Vanguard Total International Stock ETF (0.09% fee), with a Morningstar Analyst Rating of Gold, is a great place to start building a foreign-stock allocation. It includes stocks of all sizes listed in both foreign developed and emerging markets and weights them by market cap. This is one of the cheapest and best-diversified foreign-stock funds available, which makes it one of the best.
Foreign small-cap stocks tend to offer better diversification benefits than their larger counterparts, as they tend to be more highly leveraged to their local markets. It may be worth considering pairing Bronze-rated Vanguard FTSE All-World ex-US Small- Cap ETF (VSS) (0.12% fee) with VXUS. This is one of the cheapest funds of its kind. It offers market-cap-weighted exposure to small-cap stocks listed in both foreign developed and emerging markets and has been only slightly more volatile than VXUS over the past decade.

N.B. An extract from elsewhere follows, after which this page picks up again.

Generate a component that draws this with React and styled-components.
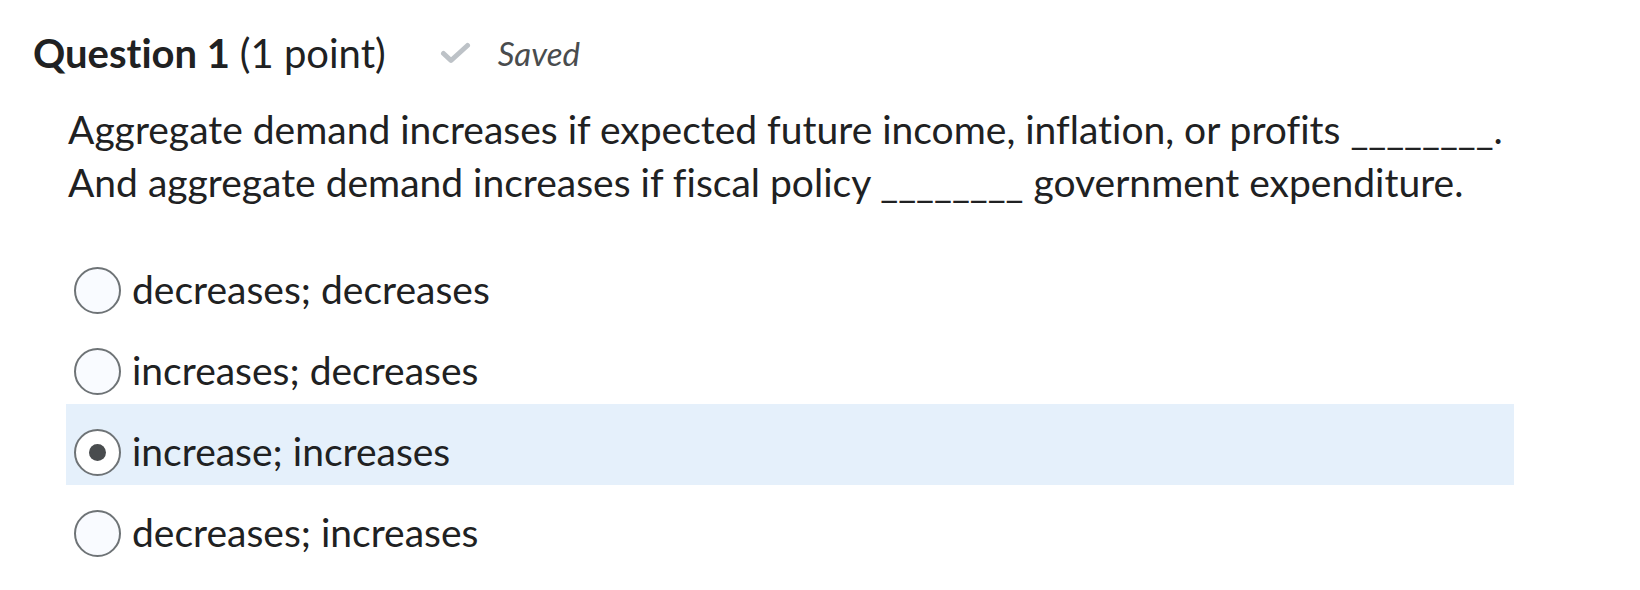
import React from 'react';
import styled, { createGlobalStyle } from 'styled-components';

const GlobalStyle = createGlobalStyle`
  body {
    margin: 0;
    background: #ffffff;
    font-family: Lato, "Noto Sans", sans-serif;
    font-variant-ligatures: none;
    color: #202122;
  }
`;

const Page = styled.div`
  padding: 29px 0 0 33px;
`;

const Header = styled.div`
  display: flex;
  align-items: center;
`;

const Title = styled.h2`
  margin: 0;
  font-size: 40px;
  font-weight: 700;
  line-height: 48px;
  color: #202122;
`;

const Points = styled.span`
  font-weight: 400;
`;

const SavedStatus = styled.div`
  display: flex;
  align-items: center;
  margin-left: 54px;
  gap: 27px;
  font-size: 33px;
  font-style: italic;
  color: #494c4e;
`;

const Body = styled.div`
  padding-left: 33px;
  width: 1448px;
`;

const Prompt = styled.p`
  margin: 26px 0 0 2px;
  font-size: 39px;
  line-height: 53px;
`;

const Options = styled.div`
  margin-top: 33px;
  display: flex;
  flex-direction: column;
`;

const Option = styled.label`
  display: flex;
  align-items: center;
  box-sizing: border-box;
  height: 81px;
  padding: 16px 0 0 8px;
  gap: 11px;
  font-size: 39px;
  background: ${p => (p.$selected ? '#e5f0fb' : 'transparent')};
`;

const OptionText = styled.span`
  padding-bottom: 4px;
`;

const Radio = styled.span`
  box-sizing: border-box;
  width: 47px;
  height: 47px;
  border-radius: 50%;
  border: 2px solid #6e7376;
  background: ${p => (p.$checked ? '#ffffff' : '#f9fbff')};
  display: flex;
  align-items: center;
  justify-content: center;
  flex-shrink: 0;

  &::after {
    content: '';
    display: ${p => (p.$checked ? 'block' : 'none')};
    width: 17px;
    height: 17px;
    border-radius: 50%;
    background: #494c4e;
  }
`;

const CheckIcon = () => (
  <svg width="31" height="22" viewBox="0 0 31 22" fill="none">
    <path d="M3.5 11.5 L11 18.5 L27.5 3.5" stroke="#bdc2c7" strokeWidth="5" strokeLinecap="round" strokeLinejoin="round" />
  </svg>
);

const options = [
  'decreases; decreases',
  'increases; decreases',
  'increase; increases',
  'decreases; increases',
];

const App = () => (
  <>
    <GlobalStyle />
    <Page>
      <Header>
        <Title>
          Question 1 <Points>(1 point)</Points>
        </Title>
        <SavedStatus>
          <CheckIcon />
          <span>Saved</span>
        </SavedStatus>
      </Header>
      <Body>
        <Prompt>
          Aggregate demand increases if expected future income, inflation, or profits ________.
          <br />
          And aggregate demand increases if fiscal policy ________ government expenditure.
        </Prompt>
        <Options>
          {options.map((text, i) => (
            <Option key={text} $selected={i === 2}>
              <Radio $checked={i === 2} />
              <OptionText>{text}</OptionText>
            </Option>
          ))}
        </Options>
      </Body>
    </Page>
  </>
);

export default App;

Xtrackers MSCI EAFE Hedged Equity ETF (DBEF) (0.35% fee) is a solid option for currency-hedged exposure to large- and mid-cap stocks listed in foreign developed markets. While excluding emerging-markets stocks keeps it from being as well-diversified as VXUS, including them would increase the cost of hedging.
The benefits of investing globally extend to factor strategies. The payoff to factors like value and momentum in the U.S. and foreign stock markets aren’t perfectly correlated, as Exhibit 5 shows.
Those interested in taking advantage of these diversification benefits might consider Bronze-rated iShares Edge MSCI Multifactor International ETF (INTF) (0.30% fee) and Silver-rated iShares Edge MSCI Minimum Volatility EAFE ETF (EFAV) (0.20% fee). The former targets stocks with attractive value, momentum, quality, and small-size characteristics. The latter attempts to construct the least-volatile portfolio possible under a set of constraints. Both stick to large- and mid-cap stocks listed in foreign developed markets.
 This is the allocation that maximizes the diversification ratio developed by TOBAM, which is defined as the weighted average volatility of the portfolio’s holdings to the portfolio’s volatility.